Key Decisions for Investors

  • Establish 2–3% long positions in UK housebuilders: Barratt Developments (BDEV.L), Persimmon (PSN.L), Taylor Wimpey (TW.L) within 2 weeks; target +20–30% in 6–12 months, set stop‑loss at 12–15% and trim half at +12%.
  • Implement a 1:1 pair trade: long Barratt (BDEV.L) vs short Lloyds (LLOY.L) sized to 1–2% net exposure to capture demand uplift vs NIM pressure; close or reassess on BoE or CPI surprises within 90 days.
  • Buy 3–6 month call spreads on BDEV.L/PSN.L (long ATM call, sell 20–30% OTM call) to cap premium; allocate 0.5–1% portfolio risk and roll if housing data confirms higher transaction volumes after two monthly prints.

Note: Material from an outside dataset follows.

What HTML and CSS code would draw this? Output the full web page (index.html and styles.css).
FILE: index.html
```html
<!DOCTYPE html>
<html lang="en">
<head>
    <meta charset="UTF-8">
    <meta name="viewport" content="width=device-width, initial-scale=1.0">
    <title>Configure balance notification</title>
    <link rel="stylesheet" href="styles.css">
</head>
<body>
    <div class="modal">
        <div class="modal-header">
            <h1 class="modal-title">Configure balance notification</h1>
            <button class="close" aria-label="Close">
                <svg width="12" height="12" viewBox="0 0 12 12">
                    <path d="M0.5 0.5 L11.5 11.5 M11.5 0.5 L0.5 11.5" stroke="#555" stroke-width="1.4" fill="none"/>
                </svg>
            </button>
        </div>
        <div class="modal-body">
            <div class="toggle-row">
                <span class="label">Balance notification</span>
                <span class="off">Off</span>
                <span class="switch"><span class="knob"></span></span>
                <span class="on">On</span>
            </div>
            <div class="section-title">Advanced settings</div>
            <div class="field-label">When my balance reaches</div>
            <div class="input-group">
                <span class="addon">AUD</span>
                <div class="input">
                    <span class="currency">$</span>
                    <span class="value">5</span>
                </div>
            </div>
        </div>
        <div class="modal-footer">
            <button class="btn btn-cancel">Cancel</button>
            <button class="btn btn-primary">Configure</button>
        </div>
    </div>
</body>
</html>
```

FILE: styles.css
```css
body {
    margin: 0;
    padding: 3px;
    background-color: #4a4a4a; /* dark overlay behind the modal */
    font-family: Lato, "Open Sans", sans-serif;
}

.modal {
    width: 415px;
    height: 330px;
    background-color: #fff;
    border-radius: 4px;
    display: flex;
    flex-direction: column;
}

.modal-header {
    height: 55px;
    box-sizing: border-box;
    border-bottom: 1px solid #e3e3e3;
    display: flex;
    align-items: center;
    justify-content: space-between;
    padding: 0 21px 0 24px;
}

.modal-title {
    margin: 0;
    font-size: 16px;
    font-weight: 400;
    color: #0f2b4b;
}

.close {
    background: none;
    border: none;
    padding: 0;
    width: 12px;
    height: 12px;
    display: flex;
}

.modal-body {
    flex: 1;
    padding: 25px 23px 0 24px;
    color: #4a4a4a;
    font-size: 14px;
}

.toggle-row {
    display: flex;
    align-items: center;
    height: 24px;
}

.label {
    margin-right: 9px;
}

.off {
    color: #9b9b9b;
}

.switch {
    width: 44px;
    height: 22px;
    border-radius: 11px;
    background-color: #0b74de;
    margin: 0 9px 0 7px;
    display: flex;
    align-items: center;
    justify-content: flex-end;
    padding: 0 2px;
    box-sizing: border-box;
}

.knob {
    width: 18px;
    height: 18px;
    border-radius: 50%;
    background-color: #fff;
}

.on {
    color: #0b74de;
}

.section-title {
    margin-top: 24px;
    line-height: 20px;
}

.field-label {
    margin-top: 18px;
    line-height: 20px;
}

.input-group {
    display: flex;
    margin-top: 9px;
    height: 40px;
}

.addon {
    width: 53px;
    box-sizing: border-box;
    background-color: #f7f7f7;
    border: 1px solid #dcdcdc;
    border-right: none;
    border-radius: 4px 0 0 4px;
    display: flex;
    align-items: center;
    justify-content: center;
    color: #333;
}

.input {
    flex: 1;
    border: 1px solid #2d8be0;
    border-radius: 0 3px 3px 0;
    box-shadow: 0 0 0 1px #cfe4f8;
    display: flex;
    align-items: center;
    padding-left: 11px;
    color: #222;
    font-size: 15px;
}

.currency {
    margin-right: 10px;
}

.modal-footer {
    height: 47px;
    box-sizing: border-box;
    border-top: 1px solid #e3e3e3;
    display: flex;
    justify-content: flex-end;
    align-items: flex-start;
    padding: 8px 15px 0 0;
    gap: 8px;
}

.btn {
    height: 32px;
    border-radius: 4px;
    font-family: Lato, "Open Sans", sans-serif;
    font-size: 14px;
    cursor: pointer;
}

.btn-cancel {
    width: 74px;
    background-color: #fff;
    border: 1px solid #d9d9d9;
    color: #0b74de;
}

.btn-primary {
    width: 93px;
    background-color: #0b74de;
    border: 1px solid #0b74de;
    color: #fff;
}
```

  • Add duration exposure: buy 10y UK Gilt futures or a UK gilt ETF sized 1–2% if 10y yields rally another 15–25 bps (further price rally expected); hedge with 30‑day stop if yields rebound >50 bps.
  • Establish a tactical GBP downside hedge: buy 3‑month GBP/USD put spread if pair breaks below 1.24 (entry within 4 weeks); size to offset FX risk on UK export‑sensitive holdings and reassess after next CPI and BoE meeting.